Setelah kejadian nahas di Jembatan Slipi, tanpa tiket ataupun paspor, Siska dilarikan ke Singapura oleh sebuah maskapai asing bersama ibu dan tantenya. Tiba di Singapura, Siska menjalani operasi dua kali, di antaranya adalah operasi pembentukan payudara baru. Selama dua tahun, Ia tidak kembali ke Jakarta dan menghabiskan waktu di Singapura untuk menjalani proses penyembuhan secara fisik dan kejiwaan. Di saat kondisinya belum stabil, Siska pernah mencoba bunuh diri menggunakan silet. Proses penyembuhannya butuh waktu setahun lebih di Negeri Singa itu.
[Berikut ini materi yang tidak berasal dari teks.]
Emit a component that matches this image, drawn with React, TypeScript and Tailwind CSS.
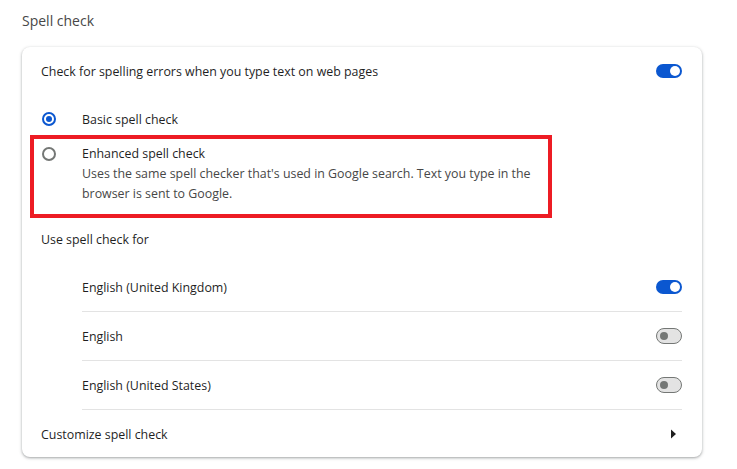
import React from "react";

const font = { fontFamily: '"Open Sans", "Noto Sans", sans-serif' };

const Toggle = ({ on }: { on: boolean }) =>
    on ? (
        <div className="relative w-[26px] h-[14px] rounded-full bg-[#0b57d0]">
            <div className="absolute right-[2px] top-[2px] w-[10px] h-[10px] rounded-full bg-white" />
        </div>
    ) : (
        <div className="relative w-[26px] h-[16px] rounded-full bg-[#e3e3e3] border border-[#747775]">
            <div className="absolute left-[3px] top-[3px] w-[8px] h-[8px] rounded-full bg-[#747775]" />
        </div>
    );

const Radio = ({ checked }: { checked: boolean }) => (
    <div
        className={
            checked
                ? "ml-[1px] w-[14px] h-[14px] rounded-full border-2 border-[#0b57d0] flex items-center justify-center shrink-0"
                : "ml-[1px] w-[14px] h-[14px] rounded-full border-2 border-[#747775] shrink-0"
        }
    >
        {checked && <div className="w-[6px] h-[6px] rounded-full bg-[#0b57d0]" />}
    </div>
);

const langs = [
    { name: "English (United Kingdom)", on: true },
    { name: "English", on: false },
    { name: "English (United States)", on: false },
];

export default function App() {
    return (
        <div className="w-[737px] h-[469px] bg-white pl-[22px] text-[12.4px] text-[#1f1f1f]" style={font}>
            <div className="pt-[11px] h-[47px] text-[14px] leading-[20px] text-[#474747]">Spell check</div>
            <div className="relative w-[680px] rounded-[8px] bg-white shadow-[0_1px_2px_rgba(60,64,67,0.3),0_1px_3px_1px_rgba(60,64,67,0.15)] pl-[19px] pr-[20px]">
                <div className="h-[48px] flex items-center justify-between">
                    <span className="pt-[3px]">Check for spelling errors when you type text on web pages</span>
                    <Toggle on={true} />
                </div>
                <div className="h-[48px] flex items-center">
                    <Radio checked={true} />
                    <span className="ml-[26px] pt-[2px]">Basic spell check</span>
                </div>
                <div className="flex items-start pt-[1px] pb-[11px]">
                    <div className="h-[20px] flex items-center">
                        <Radio checked={false} />
                    </div>
                    <div className="ml-[26px] leading-[20px]">
                        <div>Enhanced spell check</div>
                        <div className="text-[#474747] w-[450px]">
                            Uses the same spell checker that's used in Google search. Text you type in the browser is sent to Google.
                        </div>
                    </div>
                </div>
                <div className="h-[48px] flex items-center">
                    <span className="pt-[2px]">Use spell check for</span>
                </div>
                <div className="pl-[41px]">
                    {langs.map((l) => (
                        <div key={l.name} className="h-[49px] flex items-center justify-between border-b border-[#e3e3e3]">
                            <span className="pt-[2px]">{l.name}</span>
                            <Toggle on={l.on} />
                        </div>
                    ))}
                </div>
                <div className="h-[47px] flex items-center justify-between">
                    <span className="pt-[3px]">Customize spell check</span>
                    <svg width="6" height="10" viewBox="0 0 6 10" className="mr-[5px]">
                        <path d="M0 0.5 L5 5 L0 9.5 Z" fill="#1f1f1f" />
                    </svg>
                </div>
                <div className="absolute left-[8px] top-[88px] w-[522px] h-[83px] border-4 border-[#ed1c24] pointer-events-none" />
            </div>
        </div>
    );
}
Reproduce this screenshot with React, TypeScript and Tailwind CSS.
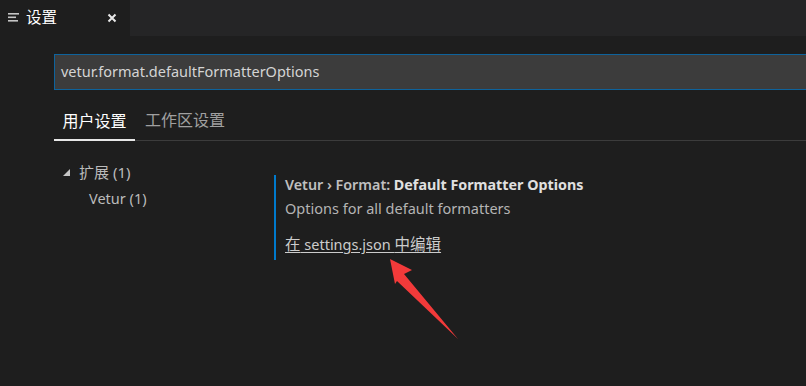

"Pada saat awal aku bisa histeris lima sampai enam kali sehari, persis seperti orang gila," kata Siska, "Aku mencakari muka, rambut, dan perutku sendiri. Setiap hari aku memandangi payudaraku berjam-jam di cermin kamar mandi sambal menunjuk-nunjuk payudaraku 'gara-gara kamu aku jadi begini. Kamu yang dipotong aku yang merasakan sakitnya. Aku yang sakit… bukan kamu, tahu!'"
Setelah masa-masa depresi terlewati, Siska dilibatkan dalam berbagai kegiatan mulai dari mengisi kegiatan sukarela di Panti Jompo, bekerja di toko kosmetik pusat perbelanjaan di Singapura. Dia juga sempat bekerja di salah satu RS Singapura bagian layanan untuk orang asing. Akhirnya Siska berani kembali ke Indonesia di akhir 1999, menyelesaikan sekolahnya di Fakultas Kedokteran dalam waktu relatif cepat. Sisa-sisa teror mengerikan kerusuhan 98 masih ada dan membekas. Siska merasa tubuhnya, seksualitasnya, dijadikan panggung kontestasi dan sumber dari ketakutan massal oleh aktor-aktor intelektual degil yang memanfaatkan momentum kekacauan jatuhnya rezim Orde Baru.
"Entahlah. Karena aku Cina, ke manapun aku pergi aku merasa diawasi banyak orang. Aku merasa bisa dianiaya lagi setiap waktu," Kata Siska pada Zara, pendampingnya selama momen trauma healing di Tanah Air.
"Sepanjang orang tidak tahu siapa aku, aku merasa tenang."
*Cerita Siska dicuplik dari buku Komnas Perempuan 'Disangkal!". Nama Siska diubah untuk melindungi identitasnya.